Step-by-step explanation:

Normal Probability Distribution:

Problems of normal distributions can be solved using the z-score formula.

In a set with mean \mu and standard deviation \sigma, the z-score of a measure X is given by:

Z = \frac{X - \mu}{\sigma}

The Z-score measures how many standard deviations the measure is from the mean. After finding the Z-score, we look at the z-score table and find the p-value associated with this z-score. This p-value is the probability that the value of the measure is smaller than X, that is, the percentile of X. Subtracting 1 by the p-value, we get the probability that the value of the measure is greater than X.

Mean of 61 and a standard deviation of 8.

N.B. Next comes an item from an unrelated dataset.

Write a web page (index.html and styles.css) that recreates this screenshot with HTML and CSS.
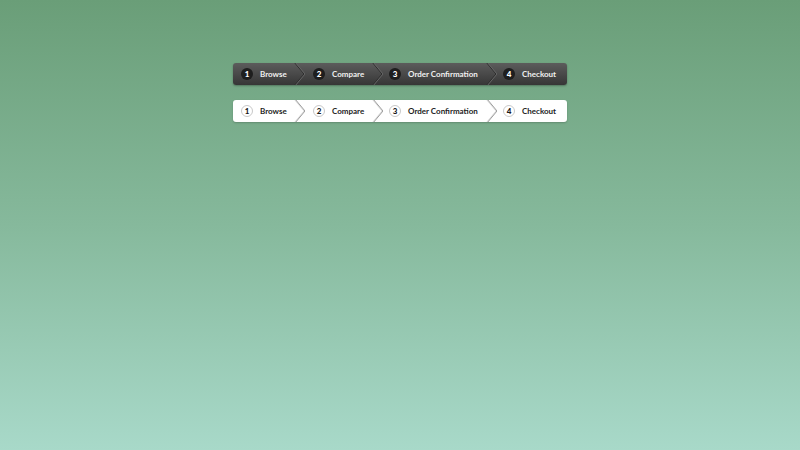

This means that \mu = 61, \sigma = 8

(a) What score do 25% of the students exam scores fall below?

Below the 25th percentile, which is X when Z has a p-value of 0.25, that is, X when Z = -0.675.

Z = \frac{X - \mu}{\sigma}

-0.675 = \frac{X - 61}{8}

X - 61 = -0.675*8

X = 55.6

25% of the students exam scores fall below 55.6.

(b) Suppose the professor decides to grade on a curve. If the professor wants 0.15% of the students to get an A, what is the minimum score for an A?

This is the 100 - 0.15 = 99.85th percentile, which is X when Z has a p-value of 0.9985. So X when Z = 2.96.

Z = \frac{X - \mu}{\sigma}

2.96 = \frac{X - 61}{8}

X - 61 = 2.96*8

X = 84.68

The minimum score for an A is 84.68.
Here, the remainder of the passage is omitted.